Now he’s working full time while attending night classes preparing him for a career as an electrician.

“It’s one of my best things, working with my hands,” Murphy adds.

The classes he attends two nights a week aren’t held at a community college or one of Tennessee’s public Colleges of Applied Technology.

Murphy and 38 other second-year students are at the Elm Hill Pike headquarters of Associated Builders and Contractors, a trade group whose members are contractors in the commercial construction industry.

In classrooms throughout the building, other students are attending four-year programs in plumbing, carpentry and heating, ventilation and air-conditioning – HVAC – systems. Currently, 330 students are enrolled. Their employers pay their tuition.

Murphy’s class is so large that Michele Correnti, ABC’s education director, had to move it from a classroom into a large space resembling a hotel ballroom.

“Over the last two years, it has been growing. We’re out of space,” Correnti says of ABC’s training program.

ABC’s members are actively recruiting people like Murphy. They face a growing shortfall of skilled tradespeople. As experienced employees age out of the workforce, there aren’t enough younger people to take their place. The industry estimates that for every five skilled workers who retire, only one person is in line to fill each position.

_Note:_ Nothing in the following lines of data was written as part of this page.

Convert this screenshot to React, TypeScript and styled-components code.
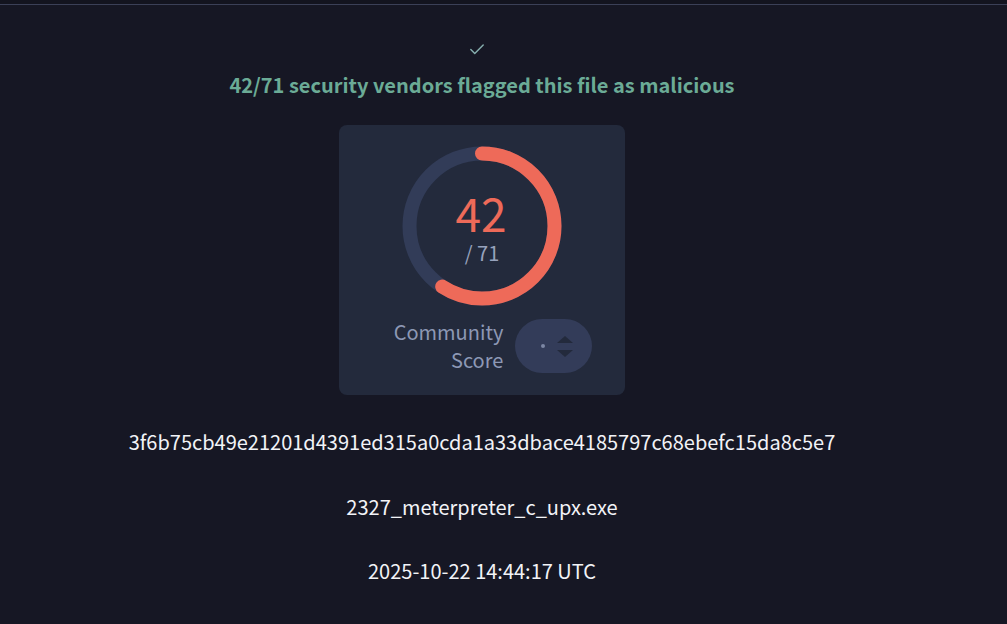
import React from 'react';
import styled, { createGlobalStyle } from 'styled-components';

const GlobalStyle = createGlobalStyle`
	html, body {
		margin: 0;
		padding: 0;
		background: #161724;
	}
	body {
		font-family: 'Noto Sans CJK SC', 'Noto Sans', sans-serif;
	}
`;

const Page = styled.div`
	min-height: 624px;
	background: #161724;
	border-top: 4px solid #13141f;
	box-sizing: border-box;
`;

const TopLine = styled.div`
	height: 1px;
	background: #3b4057;
`;

const Main = styled.main`
	width: 964px;
	display: flex;
	flex-direction: column;
	align-items: center;
	padding-top: 34px;
`;

const Check = styled.div`
	width: 18px;
	height: 18px;
	margin-left: -10px;
	color: #86aeae;
`;

const Headline = styled.h2`
	margin: 14px 0 0;
	font-size: 20px;
	font-weight: 700;
	line-height: 28px;
	color: #6bab96;
`;

const Card = styled.section`
	margin-top: 26px;
	width: 286px;
	height: 270px;
	box-sizing: border-box;
	background: #232a3c;
	border-radius: 8px;
	display: flex;
	flex-direction: column;
	align-items: center;
	padding-top: 21px;
`;

const Gauge = styled.div`
	position: relative;
	width: 160px;
	height: 160px;
`;

const GaugeText = styled.div`
	position: absolute;
	inset: 0;
	display: flex;
	flex-direction: column;
	align-items: center;
	justify-content: center;
	padding-top: 2px;
`;

const Count = styled.div`
	font-size: 46px;
	line-height: 44px;
	color: #ee6a59;
	margin-left: -2px;
`;

const Total = styled.div`
	font-size: 20px;
	line-height: 22px;
	margin-top: 8px;
	color: #97a2bd;
`;

const ScoreRow = styled.div`
	margin-top: 12px;
	display: flex;
	align-items: center;
	gap: 12px;
	margin-left: 22px;
`;

const ScoreLabel = styled.div`
	text-align: right;
	font-size: 20px;
	line-height: 28px;
	color: #8d98b5;
`;

const Pill = styled.div`
	width: 77px;
	height: 54px;
	border-radius: 27px;
	background: #333c59;
	display: flex;
	align-items: center;
	padding-left: 26px;
	box-sizing: border-box;
	gap: 12px;
`;

const Dot = styled.span`
	width: 4px;
	height: 4px;
	border-radius: 50%;
	background: #7d87a4;
`;

const Arrows = styled.div`
	display: flex;
	flex-direction: column;
	gap: 7px;
`;

const Arrow = styled.span<{ $down?: boolean }>`
	width: 0;
	height: 0;
	border-left: 8px solid transparent;
	border-right: 8px solid transparent;
	${({ $down }) => ($down ? 'border-top: 7px solid #232a3c;' : 'border-bottom: 7px solid #232a3c;')}
`;

const InfoLine = styled.div<{ $gap: number }>`
	margin-top: ${({ $gap }) => $gap}px;
	font-size: 20px;
	line-height: 28px;
	color: #f2f3f7;
`;

const RADIUS = 72.5;
const CIRC = 2 * Math.PI * RADIUS;

const App = () => {
	const flagged = 42;
	const total = 71;
	const arc = (flagged / total) * CIRC;

	return (
		<Page>
			<GlobalStyle />
			<TopLine />
			<Main>
				<Check>
					<svg viewBox='0 0 16 16' width='18' height='18' fill='none' stroke='currentColor' strokeWidth='1.3' strokeLinecap='round' strokeLinejoin='round'>
						<path d='M2.5 8.5l3.5 3.5 7.5-7.5' />
					</svg>
				</Check>
				<Headline>
					{flagged}/{total} security vendors flagged this file as malicious
				</Headline>
				<Card>
					<Gauge>
						<svg viewBox='0 0 160 160' width='160' height='160'>
							<circle cx='80' cy='80' r={RADIUS} fill='none' stroke='#323c58' strokeWidth='14' />
							<circle
								cx='80'
								cy='80'
								r={RADIUS}
								fill='none'
								stroke='#ee6a59'
								strokeWidth='14'
								strokeLinecap='round'
								strokeDasharray={`${arc} ${CIRC}`}
								transform='rotate(-90 80 80)'
							/>
						</svg>
						<GaugeText>
							<Count>{flagged}</Count>
							<Total>/ {total}</Total>
						</GaugeText>
					</Gauge>
					<ScoreRow>
						<ScoreLabel>
							Community
							<br />
							Score
						</ScoreLabel>
						<Pill>
							<Dot />
							<Arrows>
								<Arrow />
								<Arrow $down />
							</Arrows>
						</Pill>
					</ScoreRow>
				</Card>
				<InfoLine $gap={33}>3f6b75cb49e21201d4391ed315a0cda1a33dbace4185797c68ebefc15da8c5e7</InfoLine>
				<InfoLine $gap={37}>2327_meterpreter_c_upx.exe</InfoLine>
				<InfoLine $gap={36}>2025-10-22 14:44:17 UTC</InfoLine>
			</Main>
		</Page>
	);
};

export default App;
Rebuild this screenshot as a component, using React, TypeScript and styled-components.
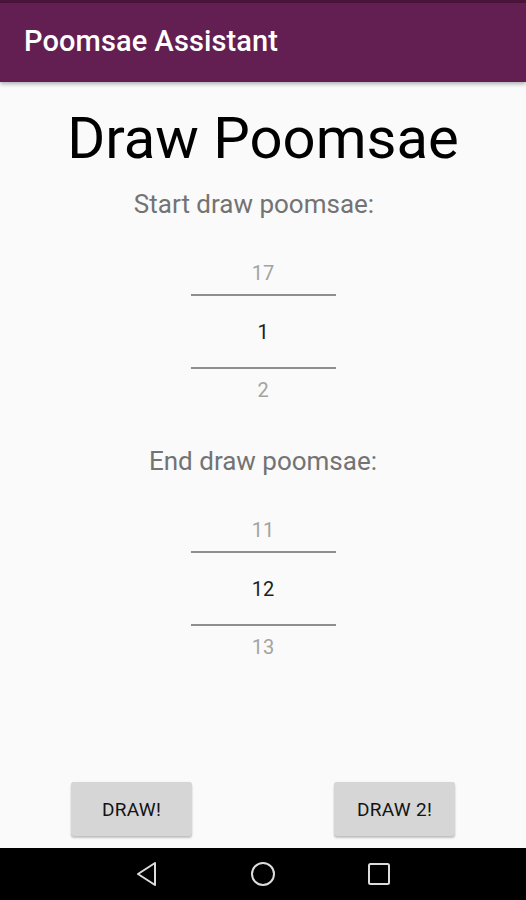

“ABC’s school has higher enrollment than they’ve ever had,” adds David Stansell, CEO of Stansell Electric Co. and past chairman of ABC’s board of directors.

Moe Dillingham has been teaching for at ABC for 23 years. He’s seen steady growth in his classes, and now has 39 students. The entire school has close to 300 students.

-- Michelle Morrow | The Ledger

The industry is pinning its hopes on people like Murphy and Joshua Hughes, another second-year apprentice electrician. His employer is preparing him for a management position.

This is a good time to be in the building trades in Nashville, Hughes says.

The city’s population is growing, and so is demand for new commercial construction.

“One hundred people a day” are moving to the city by some estimates, he adds. “It’s crazy.”

Murphy took a look at the industry and saw an opportunity.

“I had a family member in the electrical trade and knew a lot of construction was going on,” he points out.

Moe Dillingham, who is teaching, says that after four years of school, his students will become journeymen electricians.

“This is their step up,” he says. “At the end of four years, (their employers) expect them to run jobs.”

The shortfall in skilled labor grew over time, explains Toby Compton, ABC’s president.

“Culturally, over many years, schools cut back on their shop programs” and steered students toward college.

Teachers would “tell you if you don’t do better, you’ll be a ditch digger. But those guys are making good money,” Compton adds.